Lines containing the string "html" are to be counted; report the number and nothing more.

Excerpted records:

━━━━━━━━

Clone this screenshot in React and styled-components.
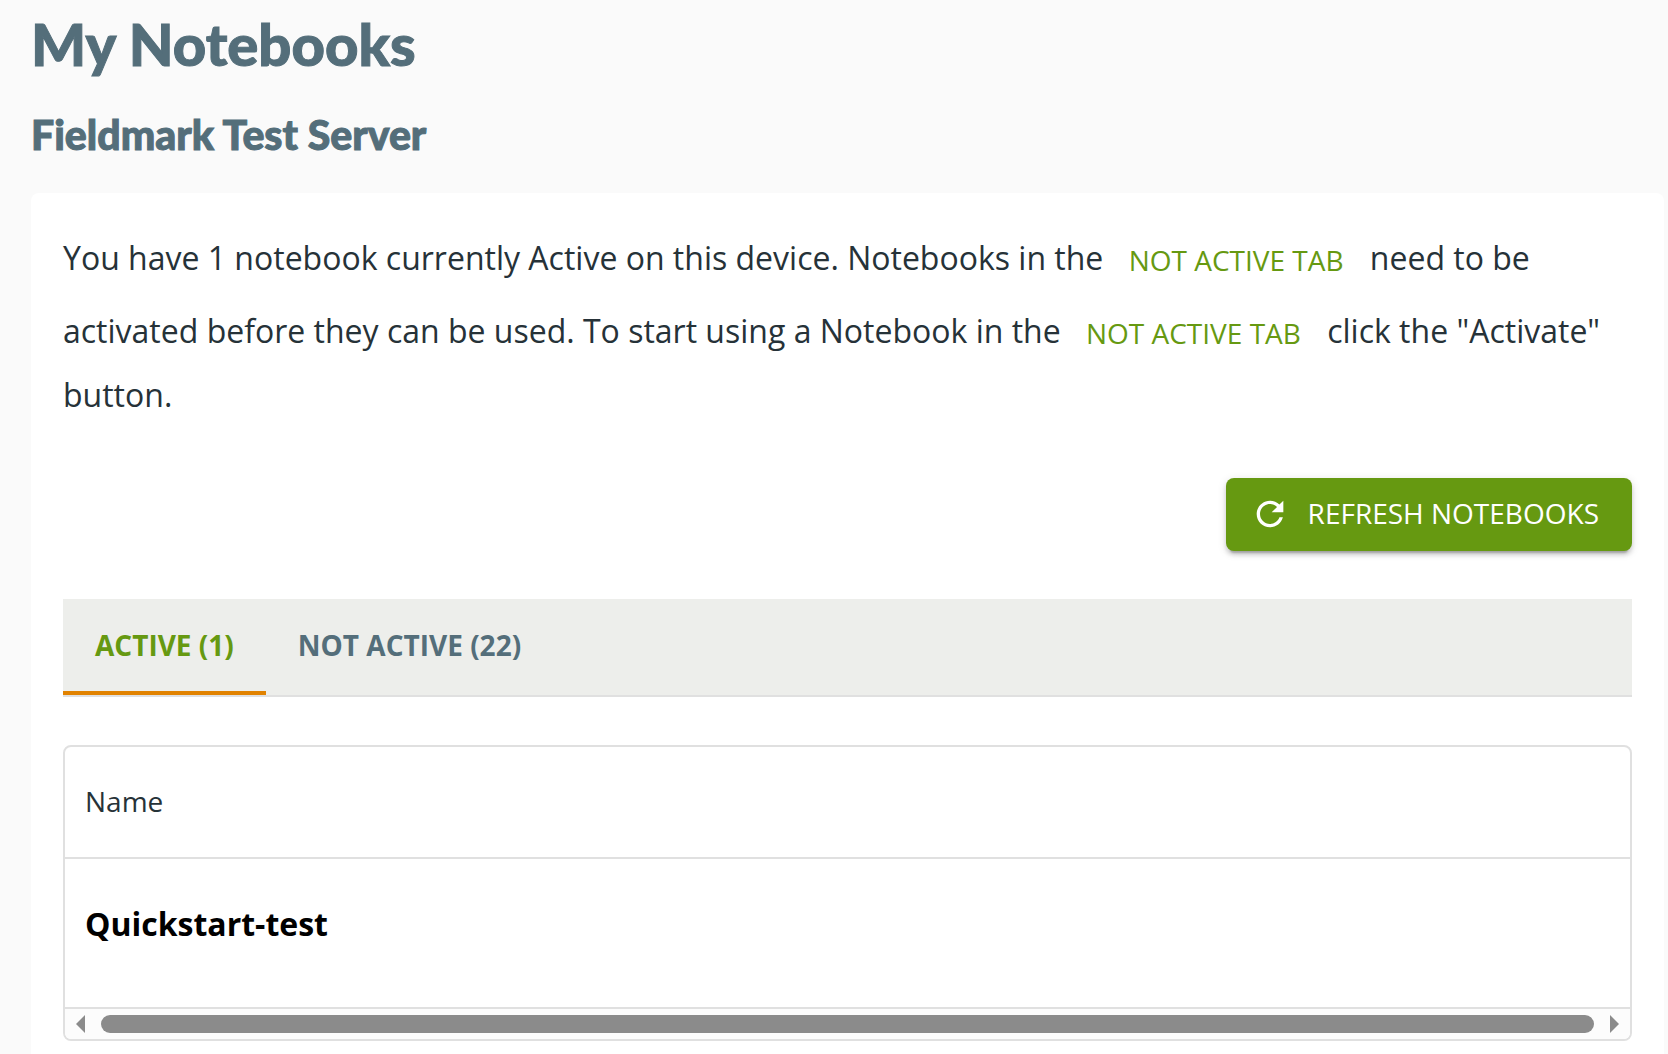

━━━━━━━━

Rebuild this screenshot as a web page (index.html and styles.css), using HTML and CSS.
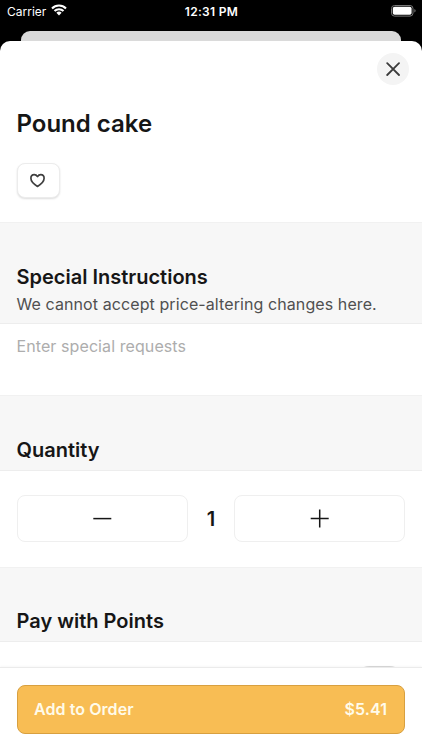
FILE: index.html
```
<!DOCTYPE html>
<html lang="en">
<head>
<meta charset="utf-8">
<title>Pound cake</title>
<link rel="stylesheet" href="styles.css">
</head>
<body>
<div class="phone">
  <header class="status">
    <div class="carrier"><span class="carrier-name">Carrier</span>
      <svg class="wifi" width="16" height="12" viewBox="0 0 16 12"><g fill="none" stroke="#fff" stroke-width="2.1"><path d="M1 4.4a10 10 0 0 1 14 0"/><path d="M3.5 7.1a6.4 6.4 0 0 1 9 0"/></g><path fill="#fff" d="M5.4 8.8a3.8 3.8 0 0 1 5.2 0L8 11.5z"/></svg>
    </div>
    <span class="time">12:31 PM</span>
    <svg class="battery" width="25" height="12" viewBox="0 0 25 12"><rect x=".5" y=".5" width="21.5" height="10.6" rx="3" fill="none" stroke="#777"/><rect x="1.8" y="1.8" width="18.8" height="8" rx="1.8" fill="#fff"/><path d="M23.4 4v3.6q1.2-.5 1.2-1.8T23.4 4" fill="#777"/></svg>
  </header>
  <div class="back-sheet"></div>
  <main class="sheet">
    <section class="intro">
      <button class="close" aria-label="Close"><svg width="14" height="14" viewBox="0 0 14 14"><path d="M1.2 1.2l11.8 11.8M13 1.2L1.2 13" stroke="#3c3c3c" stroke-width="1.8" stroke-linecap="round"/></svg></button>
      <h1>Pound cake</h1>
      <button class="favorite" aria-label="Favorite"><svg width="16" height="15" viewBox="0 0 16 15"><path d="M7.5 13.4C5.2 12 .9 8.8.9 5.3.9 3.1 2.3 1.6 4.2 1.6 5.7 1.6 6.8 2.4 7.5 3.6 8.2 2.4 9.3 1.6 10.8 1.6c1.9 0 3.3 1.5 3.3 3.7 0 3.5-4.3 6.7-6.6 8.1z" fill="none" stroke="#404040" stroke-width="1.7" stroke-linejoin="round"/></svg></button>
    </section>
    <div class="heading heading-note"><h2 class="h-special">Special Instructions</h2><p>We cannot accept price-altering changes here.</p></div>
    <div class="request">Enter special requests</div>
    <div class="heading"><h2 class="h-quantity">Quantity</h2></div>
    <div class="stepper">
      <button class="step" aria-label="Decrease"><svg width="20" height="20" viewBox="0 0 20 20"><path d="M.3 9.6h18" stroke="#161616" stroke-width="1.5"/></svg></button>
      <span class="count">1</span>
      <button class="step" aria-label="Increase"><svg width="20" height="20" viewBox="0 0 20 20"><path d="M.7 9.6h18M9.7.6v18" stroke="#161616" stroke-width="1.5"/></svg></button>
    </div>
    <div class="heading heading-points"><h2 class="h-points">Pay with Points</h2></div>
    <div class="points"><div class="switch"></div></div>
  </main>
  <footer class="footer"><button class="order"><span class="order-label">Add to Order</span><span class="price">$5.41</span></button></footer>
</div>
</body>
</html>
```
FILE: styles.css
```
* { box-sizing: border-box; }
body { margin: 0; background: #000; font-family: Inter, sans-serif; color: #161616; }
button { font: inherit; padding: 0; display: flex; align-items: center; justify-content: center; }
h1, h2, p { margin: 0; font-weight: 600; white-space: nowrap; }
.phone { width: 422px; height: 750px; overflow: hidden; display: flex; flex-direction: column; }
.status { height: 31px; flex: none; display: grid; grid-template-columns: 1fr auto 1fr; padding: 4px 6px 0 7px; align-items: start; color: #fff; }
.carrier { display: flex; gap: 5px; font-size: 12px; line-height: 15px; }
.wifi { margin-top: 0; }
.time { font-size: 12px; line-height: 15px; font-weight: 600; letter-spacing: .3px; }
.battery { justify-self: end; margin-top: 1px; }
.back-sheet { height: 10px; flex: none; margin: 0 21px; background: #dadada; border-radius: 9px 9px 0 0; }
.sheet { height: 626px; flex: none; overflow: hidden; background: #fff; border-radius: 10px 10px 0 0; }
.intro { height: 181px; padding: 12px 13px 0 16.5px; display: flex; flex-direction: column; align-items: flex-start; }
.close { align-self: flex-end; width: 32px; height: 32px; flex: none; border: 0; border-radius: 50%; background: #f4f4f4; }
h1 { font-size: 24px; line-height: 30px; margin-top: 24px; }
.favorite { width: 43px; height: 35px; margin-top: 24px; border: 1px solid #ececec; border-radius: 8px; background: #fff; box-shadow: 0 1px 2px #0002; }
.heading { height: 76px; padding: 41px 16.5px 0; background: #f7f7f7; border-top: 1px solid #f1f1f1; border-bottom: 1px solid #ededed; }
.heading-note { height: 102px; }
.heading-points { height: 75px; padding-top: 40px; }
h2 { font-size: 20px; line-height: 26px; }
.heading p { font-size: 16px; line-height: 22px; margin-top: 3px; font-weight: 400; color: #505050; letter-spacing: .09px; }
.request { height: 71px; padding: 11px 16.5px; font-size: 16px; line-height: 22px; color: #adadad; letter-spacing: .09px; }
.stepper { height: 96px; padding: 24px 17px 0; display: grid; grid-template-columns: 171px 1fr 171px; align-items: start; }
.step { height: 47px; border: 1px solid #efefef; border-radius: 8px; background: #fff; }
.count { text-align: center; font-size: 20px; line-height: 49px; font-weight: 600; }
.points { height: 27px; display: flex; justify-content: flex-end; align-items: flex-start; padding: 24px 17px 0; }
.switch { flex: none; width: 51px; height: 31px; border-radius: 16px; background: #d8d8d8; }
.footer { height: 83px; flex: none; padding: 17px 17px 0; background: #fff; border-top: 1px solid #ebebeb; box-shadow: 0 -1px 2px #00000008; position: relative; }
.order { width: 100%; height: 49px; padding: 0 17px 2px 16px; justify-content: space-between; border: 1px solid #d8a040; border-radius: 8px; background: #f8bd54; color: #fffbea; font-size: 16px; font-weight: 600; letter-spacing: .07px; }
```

━━━━━━━━

Solved problem: 5